6) One Thing I’d Do Differently
- I would introduce a message schema registry from day one to avoid consumer breakage and reduce coordination overhead. In the first month we had two schema-related incidents that a registry would have prevented.
## 4) Fill-in Template You Can Use
- Headline: [Your 1-line value prop]
- Roles: [Role A: 1–2 quantified bullets] → [Role B: 1–2 bullets] → [Current role]
- Project Context: [User/business problem, SLOs, scale]
- Responsibilities: [What you owned end-to-end]
- Decisions: [D1 vs alternatives + why], [D2 + why], [D3 + why]
- Outcomes: [Metric 1 baseline → result], [Metric 2], [Metric 3]
- Hardest Trade-off: [Options], [Criteria], [Choice + mitigations], [Validation method]
- Do Differently: [Specific improvement + why]
## 5) Common Pitfalls to Avoid
- Vague impact: Always include baselines and concrete numbers.

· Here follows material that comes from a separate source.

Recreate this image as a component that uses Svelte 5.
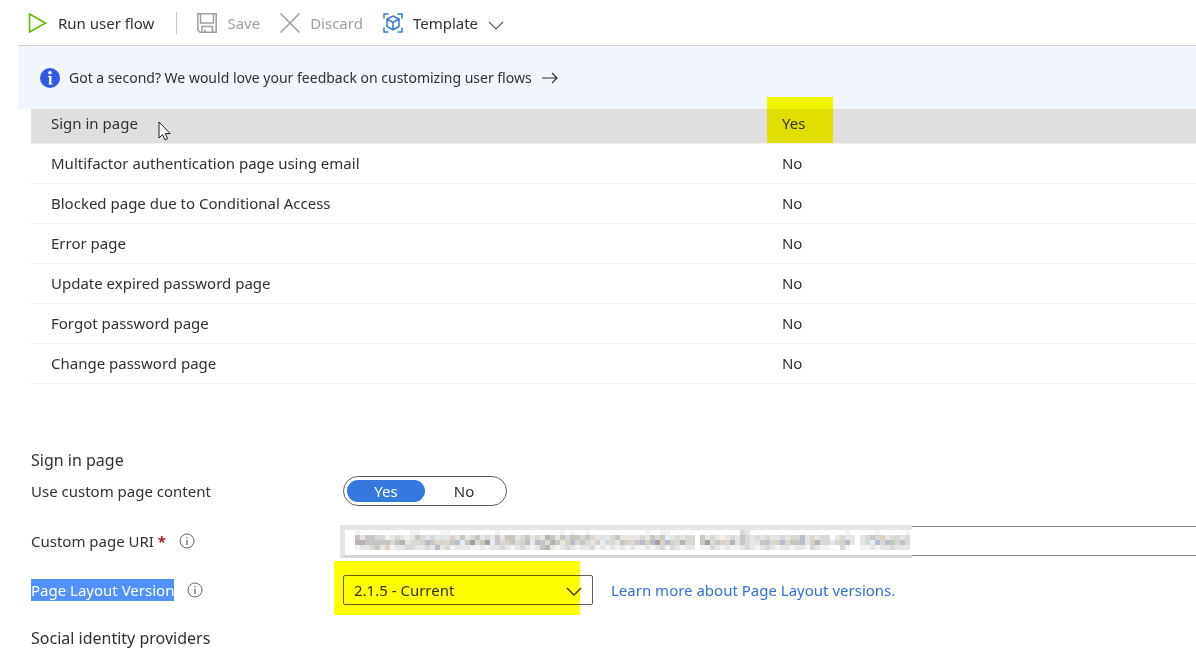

- "We" only: Clarify your ownership while crediting the team.
- Over-indexing on tech: Tie decisions to user/business outcomes and SLOs.
- No validation: Explain how you tested and safely rolled out changes.
By following this structure, you’ll deliver a concise, technically credible, and impact-focused answer that maps directly to what interviewers assess in onsite behavioral rounds.